WHAT YOU WILL DO |
Output the data word for word, dropping every image.
*** RECORDED INFORMATION
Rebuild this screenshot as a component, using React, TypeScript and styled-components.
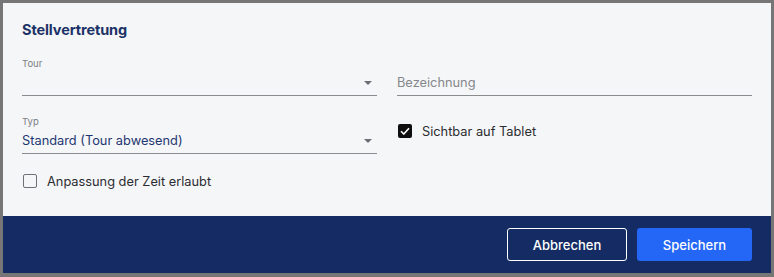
import React from "react";
import styled, { createGlobalStyle } from "styled-components";

const GlobalStyle = createGlobalStyle`
  html, body {
    margin: 0;
    padding: 0;
    background: #767676;
    font-family: Inter, "Noto Sans", sans-serif;
  }
`;

const Frame = styled.div`
  width: 774px;
  height: 277px;
  box-sizing: border-box;
  padding: 3px 3px 4px 3px;
`;

const Dialog = styled.div`
  height: 100%;
  display: flex;
  flex-direction: column;
  background: #f5f6f8;
`;

const Body = styled.div`
  flex: 1;
  padding: 17px 19px 0 19px;
`;

const Title = styled.h2`
  margin: 0 0 18px 0;
  font-size: 14.5px;
  font-weight: 700;
  color: #1b3266;
  line-height: 20px;
  letter-spacing: -0.1px;
`;

const Grid = styled.div`
  display: grid;
  grid-template-columns: 355px 355px;
  column-gap: 20px;
  align-items: start;
`;

const Field = styled.div<{ $top?: number }>`
  display: flex;
  flex-direction: column;
  margin-top: ${(p) => p.$top ?? 0}px;
`;

const Label = styled.span`
  font-size: 9.5px;
  color: #7a7d84;
  line-height: 12px;
  height: 12px;
`;

const Control = styled.div`
  height: 26px;
  box-sizing: border-box;
  display: flex;
  align-items: center;
  justify-content: space-between;
  border-bottom: 1px solid #8a8c90;
`;

const Value = styled.span<{ $placeholder?: boolean }>`
  font-size: 12.8px;
  color: ${(p) => (p.$placeholder ? "#85878c" : "#1f3672")};
`;

const Arrow = styled.span`
  width: 0;
  height: 0;
  margin-right: 5px;
  border-left: 4px solid transparent;
  border-right: 4px solid transparent;
  border-top: 4px solid #6b6e74;
`;

const CheckRow = styled.label<{ $top?: number }>`
  display: flex;
  align-items: center;
  gap: 10px;
  margin-top: ${(p) => p.$top ?? 0}px;
  font-size: 12.8px;
  color: #2b2d31;
  height: 16px;
`;

const Box = styled.span<{ $checked?: boolean }>`
  width: 14px;
  height: 14px;
  box-sizing: border-box;
  border-radius: 2px;
  display: flex;
  align-items: center;
  justify-content: center;
  margin-left: 1px;
  border: ${(p) => (p.$checked ? "none" : "1.5px solid #6f7176")};
  background: ${(p) => (p.$checked ? "#0f0f10" : "transparent")};
`;

const Footer = styled.div`
  height: 57px;
  background: #142c63;
  display: flex;
  align-items: center;
  justify-content: flex-end;
  gap: 10px;
  padding: 0 19px 0 0;
`;

const Button = styled.button<{ $primary?: boolean }>`
  height: 33px;
  box-sizing: border-box;
  border-radius: 3px;
  font-family: Inter, "Noto Sans", sans-serif;
  font-size: 13px;
  font-weight: 500;
  color: #ffffff;
  cursor: pointer;
  width: ${(p) => (p.$primary ? "115px" : "120px")};
  border: ${(p) => (p.$primary ? "none" : "1px solid #ffffff")};
  background: ${(p) => (p.$primary ? "#2466f5" : "transparent")};
`;

const Check = () => (
  <svg width="10" height="8" viewBox="0 0 10 8">
    <path d="M1 4.2 L3.8 7 L9 1.2" fill="none" stroke="#fff" strokeWidth="1.6" />
  </svg>
);

export default function App() {
  return (
    <>
      <GlobalStyle />
      <Frame>
        <Dialog>
          <Body>
            <Title>Stellvertretung</Title>
            <Grid>
              <Field>
                <Label>Tour</Label>
                <Control>
                  <Value />
                  <Arrow />
                </Control>
              </Field>
              <Field $top={12}>
                <Control>
                  <Value $placeholder>Bezeichnung</Value>
                </Control>
              </Field>
              <Field $top={20}>
                <Label>Typ</Label>
                <Control>
                  <Value>Standard (Tour abwesend)</Value>
                  <Arrow />
                </Control>
              </Field>
              <CheckRow $top={27}>
                <Box $checked>
                  <Check />
                </Box>
                Sichtbar auf Tablet
              </CheckRow>
              <CheckRow $top={19}>
                <Box />
                Anpassung der Zeit erlaubt
              </CheckRow>
            </Grid>
          </Body>
          <Footer>
            <Button>Abbrechen</Button>
            <Button $primary>Speichern</Button>
          </Footer>
        </Dialog>
      </Frame>
    </>
  );
}
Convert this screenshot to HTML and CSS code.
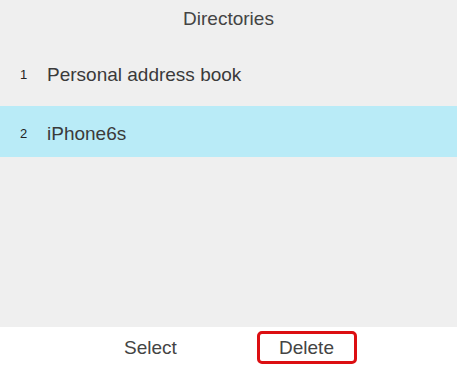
FILE: index.html
```html
<!DOCTYPE html>
<html>
<head>
<meta charset="utf-8">
<link rel="stylesheet" href="styles.css">
</head>
<body>
<div class="screen">
  <div class="main">
    <div class="title">Directories</div>
    <ul class="list">
      <li class="row"><span class="num">1</span><span class="label">Personal address book</span></li>
      <li class="row selected"><span class="num">2</span><span class="label">iPhone6s</span></li>
    </ul>
  </div>
  <div class="softkeys">
    <div class="key">Select</div>
    <div class="key"><span class="key-box">Delete</span></div>
  </div>
</div>
</body>
</html>
```
FILE: styles.css
```css
html, body {
  margin: 0;
  padding: 0;
  background: #ffffff;
}
body {
  font-family: "Liberation Sans", Arial, sans-serif;
  color: #3c3c3c;
}
.screen {
  width: 457px;
  height: 369px;
  display: flex;
  flex-direction: column;
}
.main {
  background: #efefef;
  height: 327px;
}
.title {
  height: 38px;
  line-height: 38px;
  text-align: center;
  font-size: 19px;
  color: #444;
}
.list {
  list-style: none;
  margin: 0;
  padding: 9px 0 0 0;
  display: flex;
  flex-direction: column;
  gap: 8px;
}
.row {
  height: 51px;
  display: flex;
  align-items: center;
  padding-top: 4px;
  box-sizing: border-box;
}
.row.selected {
  background: #b9ebf7;
}
.num {
  width: 47px;
  box-sizing: border-box;
  padding-left: 20px;
  font-size: 13px;
  color: #222;
}
.label {
  font-size: 19px;
  color: #3a3a3a;
}
.softkeys {
  flex: 1;
  display: flex;
  justify-content: center;
  align-items: flex-start;
  padding-top: 4px;
}
.key {
  width: 156px;
  height: 33px;
  line-height: 33px;
  text-align: center;
  font-size: 19px;
  color: #444;
}
.key-box {
  display: inline-block;
  vertical-align: top;
  box-sizing: border-box;
  width: 100px;
  height: 33px;
  line-height: 27px;
  border: 3px solid #dc0f12;
  border-radius: 5px;
}
```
******
OUTPUT |
Rebuild this screenshot as a component, using React, TypeScript and styled-components.
import React from "react";
import styled, { createGlobalStyle } from "styled-components";

const GlobalStyle = createGlobalStyle`
  html, body {
    margin: 0;
    padding: 0;
    background: #767676;
    font-family: Inter, "Noto Sans", sans-serif;
  }
`;

const Frame = styled.div`
  width: 774px;
  height: 277px;
  box-sizing: border-box;
  padding: 3px 3px 4px 3px;
`;

const Dialog = styled.div`
  height: 100%;
  display: flex;
  flex-direction: column;
  background: #f5f6f8;
`;

const Body = styled.div`
  flex: 1;
  padding: 17px 19px 0 19px;
`;

const Title = styled.h2`
  margin: 0 0 18px 0;
  font-size: 14.5px;
  font-weight: 700;
  color: #1b3266;
  line-height: 20px;
  letter-spacing: -0.1px;
`;

const Grid = styled.div`
  display: grid;
  grid-template-columns: 355px 355px;
  column-gap: 20px;
  align-items: start;
`;

const Field = styled.div<{ $top?: number }>`
  display: flex;
  flex-direction: column;
  margin-top: ${(p) => p.$top ?? 0}px;
`;

const Label = styled.span`
  font-size: 9.5px;
  color: #7a7d84;
  line-height: 12px;
  height: 12px;
`;

const Control = styled.div`
  height: 26px;
  box-sizing: border-box;
  display: flex;
  align-items: center;
  justify-content: space-between;
  border-bottom: 1px solid #8a8c90;
`;

const Value = styled.span<{ $placeholder?: boolean }>`
  font-size: 12.8px;
  color: ${(p) => (p.$placeholder ? "#85878c" : "#1f3672")};
`;

const Arrow = styled.span`
  width: 0;
  height: 0;
  margin-right: 5px;
  border-left: 4px solid transparent;
  border-right: 4px solid transparent;
  border-top: 4px solid #6b6e74;
`;

const CheckRow = styled.label<{ $top?: number }>`
  display: flex;
  align-items: center;
  gap: 10px;
  margin-top: ${(p) => p.$top ?? 0}px;
  font-size: 12.8px;
  color: #2b2d31;
  height: 16px;
`;

const Box = styled.span<{ $checked?: boolean }>`
  width: 14px;
  height: 14px;
  box-sizing: border-box;
  border-radius: 2px;
  display: flex;
  align-items: center;
  justify-content: center;
  margin-left: 1px;
  border: ${(p) => (p.$checked ? "none" : "1.5px solid #6f7176")};
  background: ${(p) => (p.$checked ? "#0f0f10" : "transparent")};
`;

const Footer = styled.div`
  height: 57px;
  background: #142c63;
  display: flex;
  align-items: center;
  justify-content: flex-end;
  gap: 10px;
  padding: 0 19px 0 0;
`;

const Button = styled.button<{ $primary?: boolean }>`
  height: 33px;
  box-sizing: border-box;
  border-radius: 3px;
  font-family: Inter, "Noto Sans", sans-serif;
  font-size: 13px;
  font-weight: 500;
  color: #ffffff;
  cursor: pointer;
  width: ${(p) => (p.$primary ? "115px" : "120px")};
  border: ${(p) => (p.$primary ? "none" : "1px solid #ffffff")};
  background: ${(p) => (p.$primary ? "#2466f5" : "transparent")};
`;

const Check = () => (
  <svg width="10" height="8" viewBox="0 0 10 8">
    <path d="M1 4.2 L3.8 7 L9 1.2" fill="none" stroke="#fff" strokeWidth="1.6" />
  </svg>
);

export default function App() {
  return (
    <>
      <GlobalStyle />
      <Frame>
        <Dialog>
          <Body>
            <Title>Stellvertretung</Title>
            <Grid>
              <Field>
                <Label>Tour</Label>
                <Control>
                  <Value />
                  <Arrow />
                </Control>
              </Field>
              <Field $top={12}>
                <Control>
                  <Value $placeholder>Bezeichnung</Value>
                </Control>
              </Field>
              <Field $top={20}>
                <Label>Typ</Label>
                <Control>
                  <Value>Standard (Tour abwesend)</Value>
                  <Arrow />
                </Control>
              </Field>
              <CheckRow $top={27}>
                <Box $checked>
                  <Check />
                </Box>
                Sichtbar auf Tablet
              </CheckRow>
              <CheckRow $top={19}>
                <Box />
                Anpassung der Zeit erlaubt
              </CheckRow>
            </Grid>
          </Body>
          <Footer>
            <Button>Abbrechen</Button>
            <Button $primary>Speichern</Button>
          </Footer>
        </Dialog>
      </Frame>
    </>
  );
}
Convert this screenshot to HTML and CSS code.
FILE: index.html
```html
<!DOCTYPE html>
<html>
<head>
<meta charset="utf-8">
<link rel="stylesheet" href="styles.css">
</head>
<body>
<div class="screen">
  <div class="main">
    <div class="title">Directories</div>
    <ul class="list">
      <li class="row"><span class="num">1</span><span class="label">Personal address book</span></li>
      <li class="row selected"><span class="num">2</span><span class="label">iPhone6s</span></li>
    </ul>
  </div>
  <div class="softkeys">
    <div class="key">Select</div>
    <div class="key"><span class="key-box">Delete</span></div>
  </div>
</div>
</body>
</html>
```
FILE: styles.css
```css
html, body {
  margin: 0;
  padding: 0;
  background: #ffffff;
}
body {
  font-family: "Liberation Sans", Arial, sans-serif;
  color: #3c3c3c;
}
.screen {
  width: 457px;
  height: 369px;
  display: flex;
  flex-direction: column;
}
.main {
  background: #efefef;
  height: 327px;
}
.title {
  height: 38px;
  line-height: 38px;
  text-align: center;
  font-size: 19px;
  color: #444;
}
.list {
  list-style: none;
  margin: 0;
  padding: 9px 0 0 0;
  display: flex;
  flex-direction: column;
  gap: 8px;
}
.row {
  height: 51px;
  display: flex;
  align-items: center;
  padding-top: 4px;
  box-sizing: border-box;
}
.row.selected {
  background: #b9ebf7;
}
.num {
  width: 47px;
  box-sizing: border-box;
  padding-left: 20px;
  font-size: 13px;
  color: #222;
}
.label {
  font-size: 19px;
  color: #3a3a3a;
}
.softkeys {
  flex: 1;
  display: flex;
  justify-content: center;
  align-items: flex-start;
  padding-top: 4px;
}
.key {
  width: 156px;
  height: 33px;
  line-height: 33px;
  text-align: center;
  font-size: 19px;
  color: #444;
}
.key-box {
  display: inline-block;
  vertical-align: top;
  box-sizing: border-box;
  width: 100px;
  height: 33px;
  line-height: 27px;
  border: 3px solid #dc0f12;
  border-radius: 5px;
}
```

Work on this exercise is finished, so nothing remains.